- _Extracted records_
— begin —

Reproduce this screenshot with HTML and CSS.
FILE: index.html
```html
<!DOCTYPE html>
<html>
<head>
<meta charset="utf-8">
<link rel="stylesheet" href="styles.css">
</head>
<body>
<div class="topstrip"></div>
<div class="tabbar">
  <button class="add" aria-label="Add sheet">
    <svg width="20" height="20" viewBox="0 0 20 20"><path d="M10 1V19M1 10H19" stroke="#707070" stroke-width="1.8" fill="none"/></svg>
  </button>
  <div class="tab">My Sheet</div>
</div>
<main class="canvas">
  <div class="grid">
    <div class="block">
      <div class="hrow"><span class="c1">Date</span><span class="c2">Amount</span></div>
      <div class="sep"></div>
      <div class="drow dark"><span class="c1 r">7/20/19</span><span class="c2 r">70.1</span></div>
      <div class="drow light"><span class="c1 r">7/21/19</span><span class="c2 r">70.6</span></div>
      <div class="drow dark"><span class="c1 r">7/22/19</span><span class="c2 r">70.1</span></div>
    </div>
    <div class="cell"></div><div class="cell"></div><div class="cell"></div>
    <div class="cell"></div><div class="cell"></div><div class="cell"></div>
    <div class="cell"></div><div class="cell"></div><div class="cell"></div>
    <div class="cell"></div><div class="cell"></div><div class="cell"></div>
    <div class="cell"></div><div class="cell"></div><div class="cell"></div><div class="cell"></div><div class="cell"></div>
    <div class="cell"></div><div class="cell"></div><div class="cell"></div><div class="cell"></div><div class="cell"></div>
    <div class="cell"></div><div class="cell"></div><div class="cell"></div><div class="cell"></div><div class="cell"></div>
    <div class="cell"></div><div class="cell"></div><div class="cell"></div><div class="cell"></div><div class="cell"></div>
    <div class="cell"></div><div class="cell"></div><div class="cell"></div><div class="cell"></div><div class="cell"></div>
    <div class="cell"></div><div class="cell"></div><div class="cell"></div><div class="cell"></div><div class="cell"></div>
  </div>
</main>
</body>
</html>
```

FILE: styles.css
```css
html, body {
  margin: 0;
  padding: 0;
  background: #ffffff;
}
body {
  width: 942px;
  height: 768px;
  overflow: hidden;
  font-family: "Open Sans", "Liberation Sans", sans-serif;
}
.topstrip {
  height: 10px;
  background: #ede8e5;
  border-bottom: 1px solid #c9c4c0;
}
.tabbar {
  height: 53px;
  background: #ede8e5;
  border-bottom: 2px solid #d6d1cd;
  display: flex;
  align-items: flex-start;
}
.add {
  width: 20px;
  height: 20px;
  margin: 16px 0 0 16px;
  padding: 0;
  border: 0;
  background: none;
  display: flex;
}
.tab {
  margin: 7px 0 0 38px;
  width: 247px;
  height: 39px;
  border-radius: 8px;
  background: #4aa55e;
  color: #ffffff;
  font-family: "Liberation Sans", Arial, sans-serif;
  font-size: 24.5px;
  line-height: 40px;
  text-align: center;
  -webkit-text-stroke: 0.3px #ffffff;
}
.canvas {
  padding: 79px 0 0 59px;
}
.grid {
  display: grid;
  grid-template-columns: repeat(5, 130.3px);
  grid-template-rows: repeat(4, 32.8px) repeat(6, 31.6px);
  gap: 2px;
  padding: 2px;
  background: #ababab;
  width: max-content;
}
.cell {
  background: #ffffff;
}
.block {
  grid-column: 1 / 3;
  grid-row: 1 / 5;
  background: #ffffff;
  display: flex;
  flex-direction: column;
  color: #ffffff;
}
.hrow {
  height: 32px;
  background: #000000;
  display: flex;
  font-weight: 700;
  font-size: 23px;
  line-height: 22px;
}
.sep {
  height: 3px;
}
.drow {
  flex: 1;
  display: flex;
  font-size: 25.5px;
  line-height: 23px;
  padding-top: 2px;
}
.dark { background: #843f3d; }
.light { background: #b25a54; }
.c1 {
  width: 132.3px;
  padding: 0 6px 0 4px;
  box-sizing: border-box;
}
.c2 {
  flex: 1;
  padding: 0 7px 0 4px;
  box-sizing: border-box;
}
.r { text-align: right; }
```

— end —
— begin —

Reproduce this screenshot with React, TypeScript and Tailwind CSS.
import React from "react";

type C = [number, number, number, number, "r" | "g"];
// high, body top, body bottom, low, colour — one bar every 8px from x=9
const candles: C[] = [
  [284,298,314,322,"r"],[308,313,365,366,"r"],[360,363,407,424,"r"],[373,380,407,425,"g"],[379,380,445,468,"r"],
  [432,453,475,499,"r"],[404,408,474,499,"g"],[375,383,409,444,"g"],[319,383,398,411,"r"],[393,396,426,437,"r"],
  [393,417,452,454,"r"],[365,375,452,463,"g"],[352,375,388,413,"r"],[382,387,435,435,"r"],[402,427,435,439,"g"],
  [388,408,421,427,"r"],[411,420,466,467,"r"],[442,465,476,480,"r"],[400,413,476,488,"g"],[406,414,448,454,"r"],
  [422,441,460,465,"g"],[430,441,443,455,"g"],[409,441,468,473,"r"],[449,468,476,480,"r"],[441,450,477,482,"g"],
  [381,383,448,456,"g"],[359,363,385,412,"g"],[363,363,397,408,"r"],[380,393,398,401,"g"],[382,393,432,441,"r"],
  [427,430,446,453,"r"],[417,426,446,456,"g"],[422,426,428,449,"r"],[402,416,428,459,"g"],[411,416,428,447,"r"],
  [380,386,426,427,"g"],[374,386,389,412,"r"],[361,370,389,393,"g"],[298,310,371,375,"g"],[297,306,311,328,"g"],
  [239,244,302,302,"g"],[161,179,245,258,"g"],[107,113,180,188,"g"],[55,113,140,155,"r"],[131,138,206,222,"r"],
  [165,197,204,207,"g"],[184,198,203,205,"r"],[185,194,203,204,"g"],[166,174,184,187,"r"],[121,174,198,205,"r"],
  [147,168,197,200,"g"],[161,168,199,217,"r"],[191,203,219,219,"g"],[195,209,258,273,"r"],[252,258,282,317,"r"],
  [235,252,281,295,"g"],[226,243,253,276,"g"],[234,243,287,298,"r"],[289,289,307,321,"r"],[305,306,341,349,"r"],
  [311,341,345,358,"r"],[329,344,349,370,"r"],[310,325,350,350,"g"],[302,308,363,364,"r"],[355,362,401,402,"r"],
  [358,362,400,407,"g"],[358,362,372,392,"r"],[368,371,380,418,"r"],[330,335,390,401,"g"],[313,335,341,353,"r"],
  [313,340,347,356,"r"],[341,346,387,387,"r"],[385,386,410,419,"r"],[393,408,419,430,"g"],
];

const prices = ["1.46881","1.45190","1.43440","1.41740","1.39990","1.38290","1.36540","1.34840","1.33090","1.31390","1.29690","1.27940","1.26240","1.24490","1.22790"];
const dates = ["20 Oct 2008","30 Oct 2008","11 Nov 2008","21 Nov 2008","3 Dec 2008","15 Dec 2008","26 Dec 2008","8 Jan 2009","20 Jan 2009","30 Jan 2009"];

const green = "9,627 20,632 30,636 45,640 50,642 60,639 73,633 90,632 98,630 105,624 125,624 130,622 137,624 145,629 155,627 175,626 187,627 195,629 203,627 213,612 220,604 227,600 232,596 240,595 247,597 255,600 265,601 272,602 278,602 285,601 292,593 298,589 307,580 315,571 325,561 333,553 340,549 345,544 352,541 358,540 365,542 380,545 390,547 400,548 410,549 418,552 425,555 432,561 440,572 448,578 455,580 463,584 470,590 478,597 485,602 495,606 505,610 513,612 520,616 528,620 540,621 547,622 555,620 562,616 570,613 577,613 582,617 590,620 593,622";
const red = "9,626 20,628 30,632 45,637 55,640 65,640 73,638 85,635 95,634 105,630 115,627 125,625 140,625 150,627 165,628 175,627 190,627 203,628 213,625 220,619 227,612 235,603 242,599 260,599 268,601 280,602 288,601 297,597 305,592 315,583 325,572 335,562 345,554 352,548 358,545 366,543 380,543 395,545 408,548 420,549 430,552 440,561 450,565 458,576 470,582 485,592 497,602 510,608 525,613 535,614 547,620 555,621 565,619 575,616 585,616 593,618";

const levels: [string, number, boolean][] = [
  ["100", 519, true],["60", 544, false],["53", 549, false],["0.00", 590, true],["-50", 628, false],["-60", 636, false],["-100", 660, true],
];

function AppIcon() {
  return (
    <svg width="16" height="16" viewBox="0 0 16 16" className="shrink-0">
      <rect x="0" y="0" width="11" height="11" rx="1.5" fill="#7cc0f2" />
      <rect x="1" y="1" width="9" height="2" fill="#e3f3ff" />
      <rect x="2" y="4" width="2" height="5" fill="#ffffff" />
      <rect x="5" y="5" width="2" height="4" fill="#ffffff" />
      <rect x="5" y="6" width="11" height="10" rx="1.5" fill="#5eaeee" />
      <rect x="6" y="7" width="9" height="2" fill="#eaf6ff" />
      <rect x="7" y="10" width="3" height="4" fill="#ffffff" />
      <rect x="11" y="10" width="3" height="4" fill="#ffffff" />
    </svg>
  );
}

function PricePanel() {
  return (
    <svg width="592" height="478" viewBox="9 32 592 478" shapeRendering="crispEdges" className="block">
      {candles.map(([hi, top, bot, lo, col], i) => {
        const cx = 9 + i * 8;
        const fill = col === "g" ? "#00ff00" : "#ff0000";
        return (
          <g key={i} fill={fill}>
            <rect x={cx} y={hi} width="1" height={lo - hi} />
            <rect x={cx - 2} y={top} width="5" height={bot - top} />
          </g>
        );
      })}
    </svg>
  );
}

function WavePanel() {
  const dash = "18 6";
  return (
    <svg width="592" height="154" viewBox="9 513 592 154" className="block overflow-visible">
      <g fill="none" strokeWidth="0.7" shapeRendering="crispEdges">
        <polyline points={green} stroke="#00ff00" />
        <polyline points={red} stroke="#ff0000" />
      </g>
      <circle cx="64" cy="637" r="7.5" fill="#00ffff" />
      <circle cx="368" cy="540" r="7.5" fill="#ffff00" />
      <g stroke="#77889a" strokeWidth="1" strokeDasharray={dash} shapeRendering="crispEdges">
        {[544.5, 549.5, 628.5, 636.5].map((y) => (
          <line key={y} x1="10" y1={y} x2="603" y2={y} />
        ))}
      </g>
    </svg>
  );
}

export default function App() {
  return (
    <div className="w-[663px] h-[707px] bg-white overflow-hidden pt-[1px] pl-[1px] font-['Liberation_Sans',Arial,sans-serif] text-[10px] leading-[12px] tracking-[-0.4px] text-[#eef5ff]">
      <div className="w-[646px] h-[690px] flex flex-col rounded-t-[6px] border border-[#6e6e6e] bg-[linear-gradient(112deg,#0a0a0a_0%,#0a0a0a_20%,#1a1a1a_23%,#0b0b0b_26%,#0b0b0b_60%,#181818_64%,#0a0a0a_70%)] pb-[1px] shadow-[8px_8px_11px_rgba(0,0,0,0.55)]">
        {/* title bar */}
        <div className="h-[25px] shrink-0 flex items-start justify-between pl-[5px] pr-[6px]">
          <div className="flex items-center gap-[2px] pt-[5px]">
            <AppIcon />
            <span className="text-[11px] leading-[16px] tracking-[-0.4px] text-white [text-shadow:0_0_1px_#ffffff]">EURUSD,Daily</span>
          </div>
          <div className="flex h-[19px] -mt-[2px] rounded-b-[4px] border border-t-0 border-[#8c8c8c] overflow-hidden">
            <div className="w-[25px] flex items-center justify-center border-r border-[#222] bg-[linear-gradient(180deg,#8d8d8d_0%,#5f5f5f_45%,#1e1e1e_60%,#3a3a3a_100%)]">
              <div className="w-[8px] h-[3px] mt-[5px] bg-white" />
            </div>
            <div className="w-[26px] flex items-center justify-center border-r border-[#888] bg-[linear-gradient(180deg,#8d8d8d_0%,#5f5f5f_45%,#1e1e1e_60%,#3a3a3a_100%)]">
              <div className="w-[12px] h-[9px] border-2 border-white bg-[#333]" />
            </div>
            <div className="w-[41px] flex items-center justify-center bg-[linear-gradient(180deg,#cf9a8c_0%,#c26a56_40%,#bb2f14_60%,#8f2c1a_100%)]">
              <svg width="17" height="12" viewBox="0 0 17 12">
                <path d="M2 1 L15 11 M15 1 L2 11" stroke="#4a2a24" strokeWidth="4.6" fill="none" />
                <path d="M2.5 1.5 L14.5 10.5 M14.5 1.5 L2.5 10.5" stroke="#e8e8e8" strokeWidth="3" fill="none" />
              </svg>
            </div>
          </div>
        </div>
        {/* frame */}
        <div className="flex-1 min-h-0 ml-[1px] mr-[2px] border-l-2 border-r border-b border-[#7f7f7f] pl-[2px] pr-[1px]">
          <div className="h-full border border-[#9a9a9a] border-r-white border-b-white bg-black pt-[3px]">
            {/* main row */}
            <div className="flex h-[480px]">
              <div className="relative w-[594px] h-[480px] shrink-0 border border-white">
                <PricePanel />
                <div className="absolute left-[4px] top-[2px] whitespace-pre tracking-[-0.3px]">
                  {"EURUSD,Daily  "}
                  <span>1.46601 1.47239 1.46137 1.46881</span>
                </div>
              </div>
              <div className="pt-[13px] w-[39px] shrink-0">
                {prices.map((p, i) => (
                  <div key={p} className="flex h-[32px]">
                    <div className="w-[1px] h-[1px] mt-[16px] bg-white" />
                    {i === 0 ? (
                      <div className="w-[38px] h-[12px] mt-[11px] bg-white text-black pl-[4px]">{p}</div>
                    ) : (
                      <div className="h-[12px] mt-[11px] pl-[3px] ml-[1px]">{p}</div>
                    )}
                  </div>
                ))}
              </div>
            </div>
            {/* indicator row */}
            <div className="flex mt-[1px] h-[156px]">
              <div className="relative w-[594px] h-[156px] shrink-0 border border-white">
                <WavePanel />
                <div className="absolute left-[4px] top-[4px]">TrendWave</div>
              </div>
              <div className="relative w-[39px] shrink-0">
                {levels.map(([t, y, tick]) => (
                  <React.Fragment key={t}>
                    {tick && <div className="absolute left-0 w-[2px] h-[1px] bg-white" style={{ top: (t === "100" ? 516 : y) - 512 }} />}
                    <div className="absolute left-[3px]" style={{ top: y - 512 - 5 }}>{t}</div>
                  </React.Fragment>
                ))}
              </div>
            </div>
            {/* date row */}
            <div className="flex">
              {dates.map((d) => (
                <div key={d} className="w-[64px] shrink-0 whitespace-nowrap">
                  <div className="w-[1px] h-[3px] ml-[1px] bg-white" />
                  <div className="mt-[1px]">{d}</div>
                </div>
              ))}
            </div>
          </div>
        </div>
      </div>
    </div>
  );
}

— end —
— begin —

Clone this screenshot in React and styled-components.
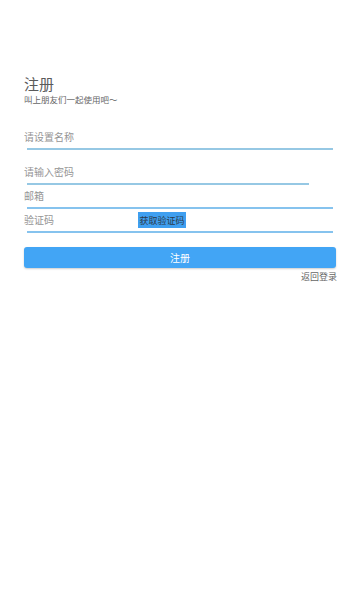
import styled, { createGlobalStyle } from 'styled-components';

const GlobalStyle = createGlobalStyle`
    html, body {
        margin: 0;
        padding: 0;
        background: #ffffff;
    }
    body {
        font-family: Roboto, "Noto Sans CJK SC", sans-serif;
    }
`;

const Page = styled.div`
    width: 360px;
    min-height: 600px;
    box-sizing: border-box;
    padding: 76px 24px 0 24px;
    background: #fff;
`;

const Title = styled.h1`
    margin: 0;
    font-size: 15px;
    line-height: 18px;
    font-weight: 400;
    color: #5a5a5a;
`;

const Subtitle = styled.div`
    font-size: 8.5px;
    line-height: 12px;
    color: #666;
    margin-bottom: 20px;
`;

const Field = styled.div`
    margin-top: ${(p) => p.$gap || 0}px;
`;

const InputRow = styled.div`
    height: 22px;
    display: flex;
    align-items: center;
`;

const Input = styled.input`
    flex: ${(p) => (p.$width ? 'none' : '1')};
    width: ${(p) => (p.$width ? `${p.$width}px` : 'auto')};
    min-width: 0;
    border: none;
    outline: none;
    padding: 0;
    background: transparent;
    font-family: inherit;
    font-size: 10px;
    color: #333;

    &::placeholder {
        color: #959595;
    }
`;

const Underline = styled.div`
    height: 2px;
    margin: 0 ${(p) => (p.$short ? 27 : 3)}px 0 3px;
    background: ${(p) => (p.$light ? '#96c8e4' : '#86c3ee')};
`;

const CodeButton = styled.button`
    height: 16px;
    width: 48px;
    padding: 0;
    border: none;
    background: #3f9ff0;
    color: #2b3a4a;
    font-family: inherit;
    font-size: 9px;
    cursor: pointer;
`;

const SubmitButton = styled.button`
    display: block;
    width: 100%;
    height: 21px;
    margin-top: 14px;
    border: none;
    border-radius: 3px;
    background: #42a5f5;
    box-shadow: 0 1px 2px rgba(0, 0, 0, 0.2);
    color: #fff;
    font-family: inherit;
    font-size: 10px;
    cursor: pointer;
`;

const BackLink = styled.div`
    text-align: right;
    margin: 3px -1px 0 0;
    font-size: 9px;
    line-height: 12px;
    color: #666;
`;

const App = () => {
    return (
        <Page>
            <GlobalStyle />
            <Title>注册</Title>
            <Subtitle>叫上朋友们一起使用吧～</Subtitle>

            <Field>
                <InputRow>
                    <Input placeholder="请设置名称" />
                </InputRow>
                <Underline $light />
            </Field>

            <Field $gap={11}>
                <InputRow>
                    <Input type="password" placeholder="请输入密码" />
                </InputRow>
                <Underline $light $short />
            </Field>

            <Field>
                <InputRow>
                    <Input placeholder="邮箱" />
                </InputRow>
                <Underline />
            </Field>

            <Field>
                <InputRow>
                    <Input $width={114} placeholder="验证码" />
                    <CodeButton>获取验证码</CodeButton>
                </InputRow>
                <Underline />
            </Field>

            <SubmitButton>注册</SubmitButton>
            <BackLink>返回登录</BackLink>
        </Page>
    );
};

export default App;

— end —

- _Brief_
Where a line in the material contains "styled", copy that line.

- _Correct result_
Clone this screenshot in React and styled-components.
import styled, { createGlobalStyle } from 'styled-components';
const Page = styled.div`
const Title = styled.h1`
const Subtitle = styled.div`
const Field = styled.div`
const InputRow = styled.div`
const Input = styled.input`
const Underline = styled.div`
const CodeButton = styled.button`
const SubmitButton = styled.button`
const BackLink = styled.div`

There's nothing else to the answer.